Believe in yourself and your dreams, even if no one else does.
That’s the message Olympic athlete Arianne Jones injected into the minds of students after speaking in Prince Rupert and Port Edward schools. Jones was part of Canada’s Olympic Luge team, finishing 13th in the Sochi Olympic Games in February.
“I had adversity to overcome. I had a big dream that nobody else believed I could accomplish,” said Jones. “I wanted to let the kids know if you have a dream believe in yourself and work hard because nobody else gets to decide if your dream is valid or not”
Jones started luging when she was 12, with her Olympic dream igniting when she was a forerunner for the 2010 Olympic Games in Vancouver.
“It was such an unbelievable experience … It lit a flame inside of me [that made me want to pursue it and compete for my country],” she said.
But because luge is a gravity sport and Jones is smaller in stature and weight, her ambitions weren’t taken seriously.
“When I made a statement that I was going to try to make the national team, I didn’t have support from anyone. The coaching staff were very clear to me that they didn’t believe I could do it,” Jones said.
“Instead of crumbling, I decided that I was going to try and give it everything I possibly had.”

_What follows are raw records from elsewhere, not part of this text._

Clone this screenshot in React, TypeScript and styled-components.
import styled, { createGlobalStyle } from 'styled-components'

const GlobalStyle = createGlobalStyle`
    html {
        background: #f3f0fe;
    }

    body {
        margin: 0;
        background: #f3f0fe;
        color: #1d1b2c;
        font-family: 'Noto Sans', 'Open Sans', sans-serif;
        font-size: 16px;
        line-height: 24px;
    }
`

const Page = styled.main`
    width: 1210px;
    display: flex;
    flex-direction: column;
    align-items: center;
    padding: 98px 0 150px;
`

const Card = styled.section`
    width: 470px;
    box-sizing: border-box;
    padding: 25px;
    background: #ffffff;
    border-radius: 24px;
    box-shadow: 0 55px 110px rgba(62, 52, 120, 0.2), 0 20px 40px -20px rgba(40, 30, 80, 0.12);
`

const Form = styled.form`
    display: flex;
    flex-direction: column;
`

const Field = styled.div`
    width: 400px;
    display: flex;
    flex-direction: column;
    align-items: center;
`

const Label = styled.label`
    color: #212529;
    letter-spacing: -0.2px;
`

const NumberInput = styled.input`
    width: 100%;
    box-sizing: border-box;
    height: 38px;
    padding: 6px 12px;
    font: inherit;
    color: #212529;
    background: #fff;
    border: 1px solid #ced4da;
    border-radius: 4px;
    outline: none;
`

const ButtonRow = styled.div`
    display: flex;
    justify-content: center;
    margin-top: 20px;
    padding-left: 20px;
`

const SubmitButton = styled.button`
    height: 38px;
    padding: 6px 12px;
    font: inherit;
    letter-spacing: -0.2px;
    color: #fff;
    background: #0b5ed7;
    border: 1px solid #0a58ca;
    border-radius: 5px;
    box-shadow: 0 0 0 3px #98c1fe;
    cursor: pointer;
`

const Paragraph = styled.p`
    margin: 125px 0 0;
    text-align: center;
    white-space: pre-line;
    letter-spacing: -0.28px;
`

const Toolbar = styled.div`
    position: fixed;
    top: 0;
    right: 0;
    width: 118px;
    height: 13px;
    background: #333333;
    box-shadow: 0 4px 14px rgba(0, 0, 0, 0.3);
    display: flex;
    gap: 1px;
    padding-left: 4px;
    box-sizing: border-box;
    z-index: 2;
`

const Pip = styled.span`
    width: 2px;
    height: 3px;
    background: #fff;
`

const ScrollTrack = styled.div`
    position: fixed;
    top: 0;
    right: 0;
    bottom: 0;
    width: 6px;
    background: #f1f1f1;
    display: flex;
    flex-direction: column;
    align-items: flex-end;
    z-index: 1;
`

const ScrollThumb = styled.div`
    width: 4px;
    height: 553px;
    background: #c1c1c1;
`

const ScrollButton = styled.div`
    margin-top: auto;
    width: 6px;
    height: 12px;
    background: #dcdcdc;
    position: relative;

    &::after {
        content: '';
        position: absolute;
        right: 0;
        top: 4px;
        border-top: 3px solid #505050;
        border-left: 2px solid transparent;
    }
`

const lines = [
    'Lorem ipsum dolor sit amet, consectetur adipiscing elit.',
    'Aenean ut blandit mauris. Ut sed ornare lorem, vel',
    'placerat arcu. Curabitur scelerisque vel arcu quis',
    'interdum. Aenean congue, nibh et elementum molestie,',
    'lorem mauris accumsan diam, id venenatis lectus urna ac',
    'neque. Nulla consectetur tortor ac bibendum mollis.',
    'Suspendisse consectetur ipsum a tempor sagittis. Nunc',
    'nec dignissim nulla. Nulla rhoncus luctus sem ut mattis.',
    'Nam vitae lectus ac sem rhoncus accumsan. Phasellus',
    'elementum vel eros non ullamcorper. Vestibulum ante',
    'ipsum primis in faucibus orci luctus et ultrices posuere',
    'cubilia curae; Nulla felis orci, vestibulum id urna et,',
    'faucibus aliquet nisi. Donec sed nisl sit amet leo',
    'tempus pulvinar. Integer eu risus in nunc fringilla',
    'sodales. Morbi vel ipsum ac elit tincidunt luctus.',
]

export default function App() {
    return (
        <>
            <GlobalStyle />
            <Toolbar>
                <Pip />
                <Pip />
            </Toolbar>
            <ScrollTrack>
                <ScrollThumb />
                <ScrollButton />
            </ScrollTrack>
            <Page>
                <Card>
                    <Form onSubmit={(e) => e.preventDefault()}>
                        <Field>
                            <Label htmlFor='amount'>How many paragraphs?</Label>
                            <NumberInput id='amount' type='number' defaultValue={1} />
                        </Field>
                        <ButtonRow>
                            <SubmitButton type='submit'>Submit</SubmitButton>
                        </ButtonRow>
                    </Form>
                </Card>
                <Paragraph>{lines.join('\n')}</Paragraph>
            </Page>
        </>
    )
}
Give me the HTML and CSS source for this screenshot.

Jones’ efforts paid off because she made the national team, but the coaching staff still didn’t have faith in her up until she finished the season off in the top 10 ranking.
Jones has been on the national team for the three years, and had to compete for one of three spots against her counterparts for the Canadian Luge team that would compete in the 2014 Olympic Games in Sochi.
“There’s five world cups before Christmas, and we had achieve two top fourteen results in a world cup,” she said.
It wasn’t until the second last competition that Jones broke the top 14, earning 11th place in Whistler. With one more race to go in Salt Lake City, Jones had to place in the top 12 to achieve her dream.
At Salt Lake City’s competition Jones placed 11th in her first run but was disqualified after her second because of a sled malfunction, which mean she had to face off against a teammate in a head to head race in Calgary. The best of three runs would qualify for the Olympics.
“After the first race, my teammate had beat me by 1/100th of a second,” she said.
However, Jones won the second run which meant whoever won the final race was going to the Olympics. Despite the pressure, Jones ended up winning and left for the Olympics three days later.
“It was a journey that was incredibly difficult. It had amazing highs and devastating lows, but overall it turned me into the person I am today,” she said.
Jones said she’s thankful to her sponsor Pacific Northwest LNG for funding her trip to Prince Rupert to speak to share her story with students.
“I hope they take my story to heart.”